┌────────
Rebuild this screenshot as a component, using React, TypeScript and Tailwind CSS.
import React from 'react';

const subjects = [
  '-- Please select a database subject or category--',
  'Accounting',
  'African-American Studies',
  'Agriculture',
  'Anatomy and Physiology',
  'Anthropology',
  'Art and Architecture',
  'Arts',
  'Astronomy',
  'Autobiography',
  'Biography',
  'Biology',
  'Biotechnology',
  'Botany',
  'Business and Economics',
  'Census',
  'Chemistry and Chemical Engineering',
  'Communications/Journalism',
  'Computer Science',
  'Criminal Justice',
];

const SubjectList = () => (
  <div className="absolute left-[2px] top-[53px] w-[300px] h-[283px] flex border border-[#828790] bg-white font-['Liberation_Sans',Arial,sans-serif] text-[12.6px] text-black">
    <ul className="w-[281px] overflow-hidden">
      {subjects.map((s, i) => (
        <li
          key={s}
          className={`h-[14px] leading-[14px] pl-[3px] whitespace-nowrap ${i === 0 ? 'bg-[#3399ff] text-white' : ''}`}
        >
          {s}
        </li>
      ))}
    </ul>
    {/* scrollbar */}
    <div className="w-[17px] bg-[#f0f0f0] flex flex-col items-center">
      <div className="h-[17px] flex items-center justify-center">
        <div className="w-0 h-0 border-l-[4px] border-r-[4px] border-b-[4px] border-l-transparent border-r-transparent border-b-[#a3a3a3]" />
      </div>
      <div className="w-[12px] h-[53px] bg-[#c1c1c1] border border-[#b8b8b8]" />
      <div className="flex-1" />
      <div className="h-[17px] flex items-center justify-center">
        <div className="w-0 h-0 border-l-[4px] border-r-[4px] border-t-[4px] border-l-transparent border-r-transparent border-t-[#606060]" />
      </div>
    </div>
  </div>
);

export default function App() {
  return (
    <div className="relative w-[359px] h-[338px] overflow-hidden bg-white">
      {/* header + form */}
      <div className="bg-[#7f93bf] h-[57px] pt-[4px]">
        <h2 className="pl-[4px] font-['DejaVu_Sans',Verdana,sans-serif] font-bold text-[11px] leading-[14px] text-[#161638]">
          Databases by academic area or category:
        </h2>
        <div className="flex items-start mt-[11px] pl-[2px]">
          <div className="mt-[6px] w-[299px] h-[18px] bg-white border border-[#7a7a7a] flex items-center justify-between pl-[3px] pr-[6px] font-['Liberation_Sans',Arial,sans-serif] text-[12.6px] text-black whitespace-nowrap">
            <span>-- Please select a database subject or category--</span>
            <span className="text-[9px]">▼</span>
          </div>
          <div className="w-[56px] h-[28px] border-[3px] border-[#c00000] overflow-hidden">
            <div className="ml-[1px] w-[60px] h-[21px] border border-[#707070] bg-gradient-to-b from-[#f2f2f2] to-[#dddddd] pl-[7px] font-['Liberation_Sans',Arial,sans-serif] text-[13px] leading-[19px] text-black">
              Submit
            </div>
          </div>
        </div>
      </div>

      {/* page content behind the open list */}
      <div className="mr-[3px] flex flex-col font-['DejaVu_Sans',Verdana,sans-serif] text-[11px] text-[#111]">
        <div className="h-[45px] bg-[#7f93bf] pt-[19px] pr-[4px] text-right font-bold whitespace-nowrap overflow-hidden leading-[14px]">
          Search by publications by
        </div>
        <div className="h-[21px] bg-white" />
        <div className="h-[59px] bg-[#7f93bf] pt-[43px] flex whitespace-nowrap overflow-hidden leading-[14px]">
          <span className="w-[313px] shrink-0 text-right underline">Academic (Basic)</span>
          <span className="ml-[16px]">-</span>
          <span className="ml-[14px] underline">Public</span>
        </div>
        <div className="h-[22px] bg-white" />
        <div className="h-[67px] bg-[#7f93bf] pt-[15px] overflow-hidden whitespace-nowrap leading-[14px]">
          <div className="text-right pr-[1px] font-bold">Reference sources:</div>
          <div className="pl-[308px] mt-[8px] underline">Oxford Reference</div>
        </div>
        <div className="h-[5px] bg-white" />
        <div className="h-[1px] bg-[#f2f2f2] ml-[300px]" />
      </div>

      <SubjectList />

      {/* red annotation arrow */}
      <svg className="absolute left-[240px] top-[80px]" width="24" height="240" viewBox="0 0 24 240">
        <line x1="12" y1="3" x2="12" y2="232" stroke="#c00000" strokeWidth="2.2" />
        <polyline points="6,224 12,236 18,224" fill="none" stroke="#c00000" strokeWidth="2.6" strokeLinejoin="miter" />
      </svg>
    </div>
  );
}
└────────
Exercise objective →
Take every line containing the word "React" and copy it.

Exercise solution →
Rebuild this screenshot as a component, using React, TypeScript and Tailwind CSS.
import React from 'react';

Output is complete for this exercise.